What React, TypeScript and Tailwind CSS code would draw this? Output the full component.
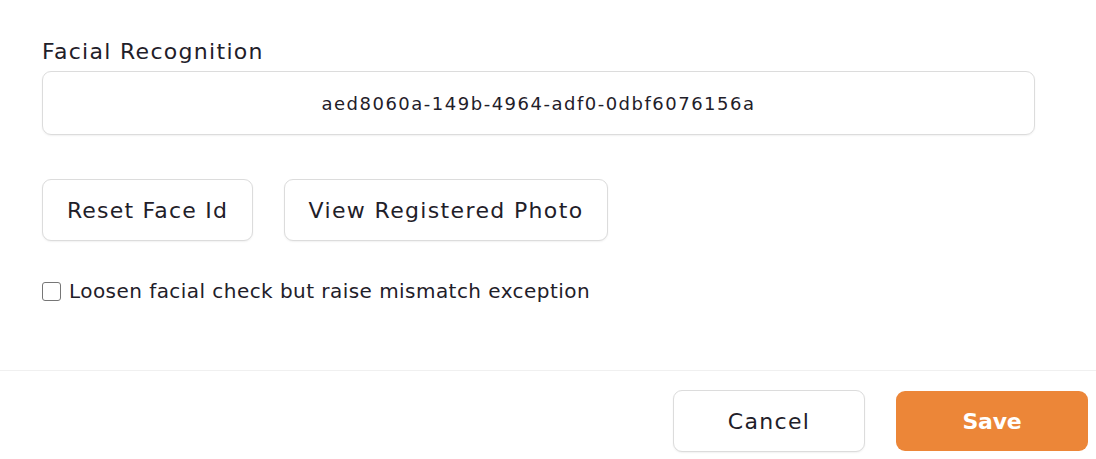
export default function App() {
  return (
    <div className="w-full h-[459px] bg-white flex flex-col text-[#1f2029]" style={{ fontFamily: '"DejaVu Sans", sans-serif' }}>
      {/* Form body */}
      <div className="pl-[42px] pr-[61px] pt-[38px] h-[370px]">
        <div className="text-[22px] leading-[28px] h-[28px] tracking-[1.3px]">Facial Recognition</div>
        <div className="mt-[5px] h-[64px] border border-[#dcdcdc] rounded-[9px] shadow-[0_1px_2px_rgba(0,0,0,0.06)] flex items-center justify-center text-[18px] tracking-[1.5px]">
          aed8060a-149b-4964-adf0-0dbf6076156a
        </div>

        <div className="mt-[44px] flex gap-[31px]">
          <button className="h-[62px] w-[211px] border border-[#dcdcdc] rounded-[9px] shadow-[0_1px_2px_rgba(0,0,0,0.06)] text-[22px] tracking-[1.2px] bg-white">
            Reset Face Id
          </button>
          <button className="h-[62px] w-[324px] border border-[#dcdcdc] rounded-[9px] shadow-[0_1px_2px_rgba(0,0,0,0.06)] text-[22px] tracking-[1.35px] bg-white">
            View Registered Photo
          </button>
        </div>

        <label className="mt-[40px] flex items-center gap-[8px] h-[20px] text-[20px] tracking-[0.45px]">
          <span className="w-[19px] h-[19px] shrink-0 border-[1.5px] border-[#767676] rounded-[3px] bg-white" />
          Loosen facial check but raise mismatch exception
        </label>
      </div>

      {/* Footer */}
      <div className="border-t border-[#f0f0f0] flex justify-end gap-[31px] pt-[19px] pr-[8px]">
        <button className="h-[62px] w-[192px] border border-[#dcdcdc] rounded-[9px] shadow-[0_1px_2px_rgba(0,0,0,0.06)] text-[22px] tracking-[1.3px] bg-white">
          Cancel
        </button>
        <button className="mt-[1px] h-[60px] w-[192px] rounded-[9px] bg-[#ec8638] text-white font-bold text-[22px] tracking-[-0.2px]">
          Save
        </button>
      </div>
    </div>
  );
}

•••••

Prompt: Write down the number of lines where the word "full" appears, and nothing further.

Correct response: 2